APES has also registered cases of journalists facing public vilification for their work covering the COVID-19 pandemic. On 18th February 2020, president Nayib Bukele discredited the work of reporter Cecibel Romero of Salud con Lupa after she posted a Twitter thread on the arrival of vaccines to El Salvador. Following the president’s replies to her posts, the journalist reportedly received stigmatising messages from several users on the social network, including candidates to legislative office for Bukele’s Nuevas Ideas, Chistian Guevara and Suecy Callejas.
Association
Conozca la investigación "Defendiendo los Derechos Humanos en El Salvador en tiempos de COVID-19", presentada hoy por @FESPAD_sv.
— FESPAD (@FESPAD_sv) February 16, 2021
🔗Puede acceder al documento aquí: https://t.co/1Qhbdmj43n
In February 2021, civil society organisation Fundación de Estudios para la Aplicación del Derecho (Foundation of Studies for the Application of Law - FESPAD) published a report on the situation of human rights defenders in El Salvador during the COVID-19 pandemic. The organisation said that public officials and authorities such as President Bukele were perpetrators in 72.2% of assaults against defenders registered during this time. These often referred to public vilification and verbal attacks through social media, which according to FESPAD’s analysis have been the key medium used to intimidate and censor people who denounced power abuses, lack of transparency and government policies during the health crisis.

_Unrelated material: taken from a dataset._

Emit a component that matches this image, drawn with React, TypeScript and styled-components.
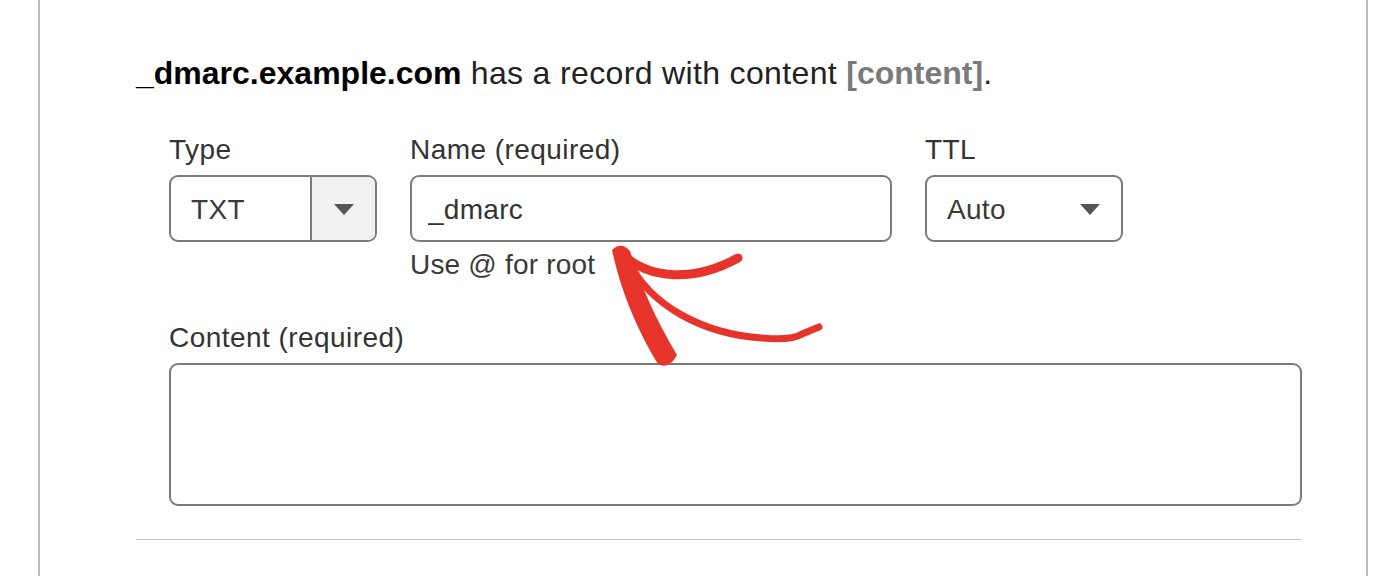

Press and free speech advocates were the most frequent targets, with human rights defenders working on the promotion of democracy and on women’s rights also commonly subjected to attacks.
In addition, FESPAD published their annual report on Human Rights in El Salvador for 2020, which the organisation characterised as a year of confrontation between the executive and legislative powers. As described by FESPAD, President Nayib Bukele’s government often bypassed or ignored constitutional norms. In particular, the report notes that access to information rights were among the most affected, with little transparency in relation to the pandemic and a failure by the government to comply with Access to Information laws.